Well, there's so much more that could be said about this subject. In fact, I found myself a little frustrated trying to fit it into two messages. But if you want to read more about it, here are some recommended resources. I recommend all of these, but the first two are especially helpful, Fault Lines by Voddie Baucham, Christianity and Wokeness by Owen Strachan, What Every Christian Needs to Know About Social Justice by Jeffrey Johnson. If you want to know more about what's going on in Christianity, The Rise of Woke Christianity by Toby Smith and By What Standard, which is a book edited by Jared Longshore, but it includes articles by Voddie Baucham, by Tom Ascol, and others. All of those are very helpful. But if you're going to read just one, pick one of those first two, they are especially helpful.

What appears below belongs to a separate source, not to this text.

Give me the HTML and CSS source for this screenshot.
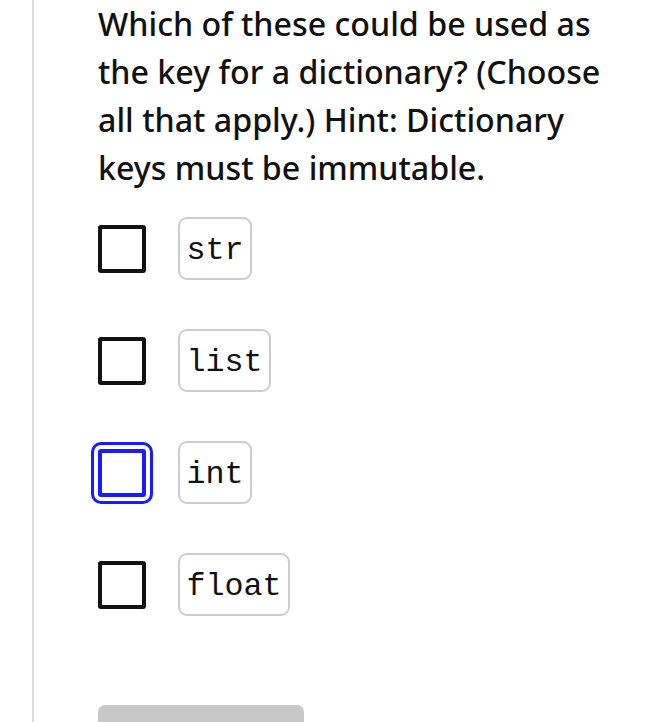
FILE: index.html
```html
<!DOCTYPE html>
<html>
<head>
<meta charset="utf-8">
<link rel="stylesheet" href="styles.css">
</head>
<body>
<div class="page">
  <main class="panel">
    <p class="question">Which of these could be used as the key for a dictionary? (Choose all that apply.) Hint: Dictionary keys must be immutable.</p>
    <div class="options">
      <label class="option"><span class="box"></span><code class="chip">str</code></label>
      <label class="option"><span class="box"></span><code class="chip">list</code></label>
      <label class="option"><span class="box focus"></span><code class="chip">int</code></label>
      <label class="option"><span class="box"></span><code class="chip">float</code></label>
    </div>
    <div class="submit"></div>
  </main>
</div>
</body>
</html>
```

FILE: styles.css
```css
html, body {
  margin: 0;
  padding: 0;
  background: #ffffff;
}
.page {
  padding-left: 32px;
  height: 722px;
  overflow: hidden;
}
.panel {
  border-left: 2px solid #dcdcdc;
  padding-left: 64px;
  height: 100%;
}
.question {
  margin: 0;
  width: 520px;
  font-family: "Noto Sans", "Open Sans", sans-serif;
  font-size: 32.2px;
  font-weight: 500;
  line-height: 48px;
  color: #111111;
}
.options {
  margin-top: 25px;
  display: flex;
  flex-direction: column;
  gap: 49px;
}
.option {
  display: flex;
  align-items: center;
  gap: 32px;
}
.box {
  box-sizing: border-box;
  width: 48px;
  height: 48px;
  border: 4px solid #111111;
  border-radius: 3px;
  background: #fff;
}
.box.focus {
  border-color: #1a1aff;
  outline: 3px solid #1a1aff;
  outline-offset: 4px;
  border-radius: 3px;
}
.chip {
  box-sizing: border-box;
  height: 63px;
  display: flex;
  align-items: center;
  padding: 4px 6.5px 0;
  border: 2px solid #cccccc;
  border-radius: 9px;
  font-family: "Liberation Mono", monospace;
  font-size: 31.7px;
  color: #111111;
}
.submit {
  margin-top: 89px;
  width: 206px;
  height: 60px;
  background: #c8c8c8;
  border-radius: 7px;
}
```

But folks, can I just admonish you, don't buy into every new idea that comes sweeping across America or sweeping through the church. Be committed to "the faith once for all delivered to the saints." Come back and say, what does the bible teach and what have Christians believed and championed and made their priorities for 2,000 years? And make that what you aim for and not keeping up with what's trending. Let's pray together.

Father, thank You for Your word, for its clarity and truth. Lord help us to be people of the book, to know our times, but mostly to know our God and to know His truth. Lord, forgive us for being so tempted to be swept along by what's trending. Help us instead to be tied to the truth. And Father, I pray for those who may be here this morning who don't know You, who still don't have peace with You. May this be the day when they recognize the beauty of the gospel, its attraction. Lord, help them to look at the mess that they've made of their lives, as all of us have at some point or other, and to recognize that the only solution is Jesus Christ. May they repent and believe in Him even today. We pray in Jesus' name, amen.